So is our best chance of raising the gas tax on a state level (which we all know needs to be done) to carve up each state, and let the smaller regions decide on the tax for themselves? Officials in Georgia are putting a similar idea to the test.
The Economist reports that Georgia, a state that houses drastic urban diversity (there’s Atlanta, home of Dante-esque traffic, and then a smorgasbord of tiny rural towns surrounding it) is dividing up and letting regions set gas taxes based on road use. Their reasons for doing so are logical — while Georgia was the third fastest-growing state between 2000 and 2006, it’s infrastructure spending is 49th out of 50 in infrastructure spending per capita, while its gas tax is the second-lowest in the country. And, as with most states that have a staunch urban-rural divide, the legislature has been bitterly divided over which infrastructure projects to spend money on — and how to pay for them.
As such, Georgia governor Sonny Perdue found himself looking for a compromise, which he eventually signed into a transportation bill. The Economist describes the bill as follows:
[It] divides Georgia into 12 regions, and gives each the power to decide on its own transport projects. Voters in each region will decide by referendum whether to approve a one-cent increase in the sales-tax to pay for those regional projects. Atlanta stands to see as much as $790m through the new tax.
The bill will also help MARTA, Atlanta’s woefully inadequate urban-rail system. It is the largest in the country to receive no state funding; it relies instead on passenger revenue and a 1% sales tax in the two counties it serves. It has long been required to spend half its sales-tax revenue on capital projects, which has starved its operating budget. The bill removes that requirement for the next three years. That will not make MARTA any more effective, but it may stave off some of the service cuts it faces.
While it’s not a boon for public transit, it is a start — and a move that makes a lot of sense when you consider that more and more people are moving to urban areas, necessitating more infrastructure investment in those high-population regions. Meanwhile, the political structure can stonewall urban regions from getting the funding they need, by voting against state-wide measures — like tax raises. So why not allow high-population regions of a state to legislate transportation as they see fit?

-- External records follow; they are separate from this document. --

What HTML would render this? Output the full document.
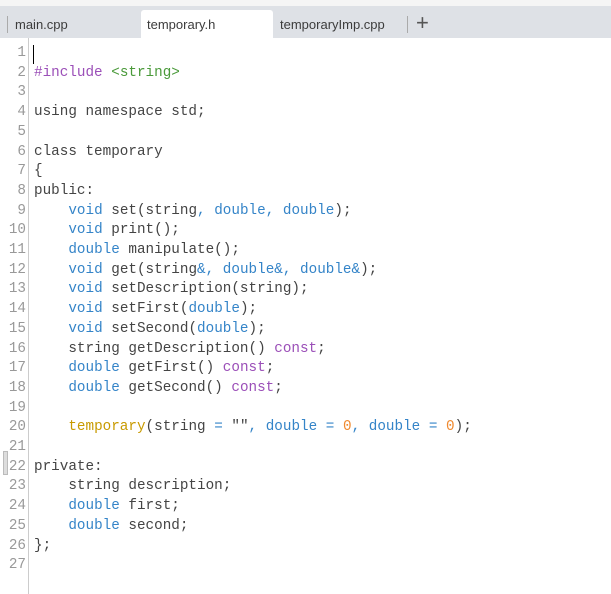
<!DOCTYPE html><html><head><style>
body{margin:0;width:611px;height:594px;overflow:hidden;background:#fff;font-family:"Liberation Sans",sans-serif}
.top{position:absolute;left:0;top:0;width:611px;height:6px;background:#f5f5f5}
.bar{position:absolute;left:0;top:6px;width:611px;height:32px;background:#dee1e6}
.tab{position:absolute;top:17px;font-size:13px;color:#3c3c3c}
.act{position:absolute;left:141px;top:10px;width:132px;height:29px;background:#fff;border-radius:3px 3px 0 0}
.sep{position:absolute;top:16px;width:1px;height:17px;background:#aaa}
.gut{position:absolute;left:0;top:38px;width:28px;height:556px;border-right:1px solid #ccc;background:#fff}
pre{margin:0;position:absolute;top:44px;font-family:"Liberation Mono",monospace;font-size:14.3px;line-height:19.7px;color:#444}
.n{left:0;width:26px;text-align:right;color:#999}
.c{left:34px}
.k{color:#3484c8}.p{color:#9b4fb8}.g{color:#4a9a3a}.y{color:#c89a00}.o{color:#f08a30}
</style></head><body>
<div class="top"></div><div class="bar"></div>
<div class="act"></div>
<div class="sep" style="left:7px"></div>
<div class="tab" style="left:15px">main.cpp</div>
<div class="tab" style="left:147px">temporary.h</div>
<div class="tab" style="left:280px">temporaryImp.cpp</div>
<div class="sep" style="left:407px"></div>
<div style="position:absolute;left:416px;top:12px;font-size:22px;color:#555;line-height:22px">+</div>
<div class="gut"></div>
<div style="position:absolute;left:3px;top:451px;width:3px;height:22px;border:1px solid #bbb;background:#ddd"></div>
<div style="position:absolute;left:33px;top:45px;width:1px;height:19px;background:#000"></div>
<pre class="n">1
2
3
4
5
6
7
8
9
10
11
12
13
14
15
16
17
18
19
20
21
22
23
24
25
26
27</pre>
<pre class="c">&#8203;
<span class="p">#include</span> <span class="g">&lt;string&gt;</span>

using namespace std;

class temporary
{
public:
    <span class="k">void</span> set(string<span class="k">,</span> <span class="k">double,</span> <span class="k">double</span>);
    <span class="k">void</span> print();
    <span class="k">double</span> manipulate();
    <span class="k">void</span> get(string<span class="k">&amp;,</span> <span class="k">double&amp;,</span> <span class="k">double&amp;</span>);
    <span class="k">void</span> setDescription(string);
    <span class="k">void</span> setFirst(<span class="k">double</span>);
    <span class="k">void</span> setSecond(<span class="k">double</span>);
    string getDescription() <span class="p">const</span>;
    <span class="k">double</span> getFirst() <span class="p">const</span>;
    <span class="k">double</span> getSecond() <span class="p">const</span>;

    <span class="y">temporary</span>(string <span class="k">=</span> ""<span class="k">,</span> <span class="k">double</span> <span class="k">=</span> <span class="o">0</span><span class="k">,</span> <span class="k">double</span> <span class="k">=</span> <span class="o">0</span>);

private:
    string description;
    <span class="k">double</span> first;
    <span class="k">double</span> second;
};
</pre>
</body></html>
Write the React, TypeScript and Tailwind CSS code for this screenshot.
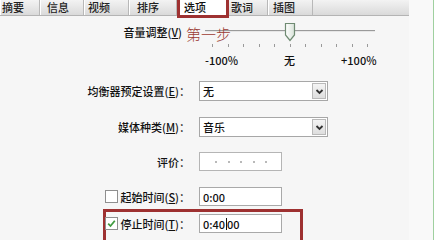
import React from "react";

const font = { fontFamily: '"Noto Sans CJK SC", "Noto Sans", sans-serif' };

const tabs = [
  { label: "摘要", w: "w-[40px]", pl: "pl-[2px]" },
  { label: "信息", w: "w-[44px]", pl: "pl-[7px]" },
  { label: "视频", w: "w-[45px]", pl: "pl-[4px]" },
  { label: "排序", w: "w-[48px]", pl: "pl-[8px]" },
];

const Chevron = () => (
  <svg width="9" height="7" viewBox="0 0 9 7" className="text-[#333]">
    <path d="M1.5 2 L4.5 5 L7.5 2" fill="none" stroke="currentColor" strokeWidth="1.8" />
  </svg>
);

const Select: React.FC<{ value: string }> = ({ value }) => (
  <div className="ml-[9px] flex h-[20px] w-[129px] items-center border border-[#a7a7a7] bg-white pl-[3px] pr-[1px]">
    <span className="flex-1 text-[11px] font-medium leading-[14px] text-[#111]">{value}</span>
    <div className="flex h-[16px] w-[14px] items-center justify-center border border-[#b9b9b9] bg-gradient-to-b from-[#f4f4f4] to-[#dedede]">
      <Chevron />
    </div>
  </div>
);

const Label: React.FC<{ children: React.ReactNode; w?: string }> = ({ children, w = "w-[190px]" }) => (
  <div className={`${w} flex shrink-0 items-center justify-end whitespace-nowrap text-[11px] font-medium leading-[14px] text-[#111]`}>
    {children}
  </div>
);

const Box: React.FC<{ checked?: boolean }> = ({ checked }) => (
  <div className="mr-[2px] flex h-[13px] w-[13px] shrink-0 items-center justify-center border border-[#8f8f8f] bg-white">
    {checked && (
      <svg width="9" height="9" viewBox="0 0 9 9">
        <path d="M1.2 4.6 L3.5 7 L7.8 1.8" fill="none" stroke="#3f9b3f" strokeWidth="1.8" />
      </svg>
    )}
  </div>
);

export default function App() {
  const ticks = Array.from({ length: 11 });
  return (
    <div className="flex h-[240px] w-[435px] overflow-hidden bg-[#f6f6f6]" style={font}>
      <div className="flex w-[409px] shrink-0 flex-col">
        {/* tab strip */}
        <div className="flex h-[16px] items-stretch border-b border-[#b4b4b4] bg-gradient-to-b from-[#f3f3f3] to-[#dadada]">
          {tabs.map((t) => (
            <div
              key={t.label}
              className={`${t.w} ${t.pl} border-r border-[#b8b8b8] text-[11px] font-medium leading-[15px] text-[#222] shadow-[inset_1px_0_0_#ffffff]`}>
              {t.label}
            </div>
          ))}
          <div className="relative z-10 h-[18px] w-[52px] border-x-[3px] border-b-[3px] border-[#9e3131] bg-white pl-[4px] text-[11px] font-medium leading-[14px] text-[#111]">
            选项
          </div>
          <div className="w-[39px] border-r border-[#b8b8b8] pl-[2px] text-[11px] font-medium leading-[15px] text-[#222]">
            歌词
          </div>
          <div className="w-[45px] border-r border-[#b8b8b8] pl-[5px] text-[11px] font-medium leading-[15px] text-[#222] shadow-[inset_1px_0_0_#ffffff]">
            插图
          </div>
        </div>

        {/* volume */}
        <div className="relative mt-[6px] flex">
          <Label w="w-[182px] h-[20px]">
            音量调整(<u>V</u>)
          </Label>
          <div className="ml-[23px] flex w-[170px] flex-col">
            <div className="relative h-[20px]">
              <div className="absolute left-0 right-0 top-[8px] h-[2px] border-t border-[#9a9a9a] bg-[#e6e6e6]" />
              <svg
                width="12"
                height="20"
                viewBox="0 0 12 20"
                className="absolute left-[79px] top-0">
                <defs>
                  <linearGradient id="th" x1="0" y1="0" x2="1" y2="0">
                    <stop offset="0" stopColor="#ffffff" />
                    <stop offset="1" stopColor="#d8e2d8" />
                  </linearGradient>
                </defs>
                <path
                  d="M1.5 1.5 H10.5 V13 L6 18.5 L1.5 13 Z"
                  fill="url(#th)"
                  stroke="#6f8a72"
                  strokeWidth="1.2"
                />
              </svg>
            </div>
            <div className="mt-[2px] flex h-[4px] justify-between px-[7px]">
              {ticks.map((_, i) => (
                <div key={i} className="h-[3px] w-px bg-[#9a9a9a]" />
              ))}
            </div>
            <div className="mt-[5px] flex h-[14px] items-center text-[11px] font-medium leading-[14px] text-[#111]">
              <span className="w-[34px] text-right">-100%</span>
              <span className="ml-[46px] w-[12px]">无</span>
              <span className="ml-[46px]">+100%</span>
            </div>
          </div>
          {/* annotation */}
          <span className="absolute left-[186px] top-[3px] text-[15px] font-light leading-[18px] text-[#9b3a32]">
            第一步
          </span>
        </div>

        {/* equalizer */}
        <div className="mt-[14px] flex h-[20px] items-center">
          <Label>
            均衡器预定设置(<u>E</u>)：
          </Label>
          <Select value="无" />
        </div>

        {/* media kind */}
        <div className="mt-[16px] flex h-[20px] items-center">
          <Label>
            媒体种类(<u>M</u>)：
          </Label>
          <Select value="音乐" />
        </div>

        {/* rating */}
        <div className="mt-[15px] flex h-[19px] items-center">
          <Label>评价：</Label>
          <div className="ml-[9px] flex h-[19px] w-[83px] items-center gap-[10.5px] border border-[#b5b5b5] bg-white pl-[15px]">
            {[0, 1, 2, 3, 4].map((i) => (
              <div key={i} className="h-[2px] w-[2px] bg-[#b9b9b9]" />
            ))}
          </div>
        </div>

        {/* start time */}
        <div className="mt-[16px] flex h-[19px] items-center">
          <Label>
            <Box />
            起始时间(<u>S</u>)：
          </Label>
          <div className="ml-[9px] flex h-[19px] w-[83px] items-center border border-[#a9a9a9] bg-white pl-[3px] text-[11px] font-medium leading-[14px] text-[#111]">
            0:00
          </div>
        </div>

        {/* stop time, boxed */}
        <div className="ml-[103px] mt-[3px] flex h-[40px] w-[200px] items-start border-x-[3px] border-t-[3px] border-[#9e3131] pt-[2px]">
          <div className="flex h-[19px] items-center">
            <Label w="w-[84px]">
              <Box checked />
              停止时间(<u>T</u>)：
            </Label>
            <div className="ml-[9px] flex h-[19px] w-[83px] items-center border border-[#a9a9a9] bg-white pl-[3px] text-[11px] font-medium leading-[14px] text-[#111]">
              0:40
              <span className="mx-[0.5px] h-[12px] w-px bg-[#111]" />
              00
            </div>
          </div>
        </div>
      </div>
      <div className="w-[24px] shrink-0 bg-[#f9f9f9]" />
      <div className="w-px shrink-0 bg-[#9fd09f]" />
      <div className="flex-1 bg-white" />
    </div>
  );
}
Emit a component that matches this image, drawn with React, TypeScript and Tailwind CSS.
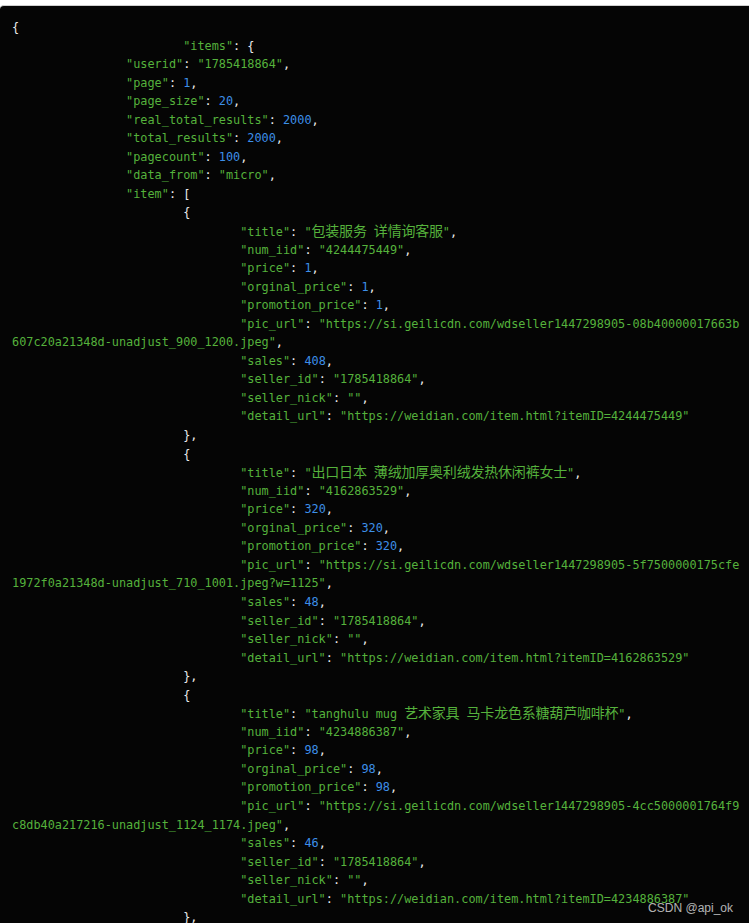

Granted, Atlanta residents may have an objection — the urban areas of a state are key economic drivers in the state’s GDP, and provide economic benefits for every resident of the state whether or not they pay Atlanta’s higher gas tax. But the alternative is to keep letting Atlanta lag behind in infrastructure development, and funding.
UPDATE: This post has been appended. We originally stated that the new bill would allow the state subdivisions to raise their gas tax if they saw fit. It does not. Still, would it be so bad if high-traffic urban areas were allowed to collect a higher gas tax if they so chose?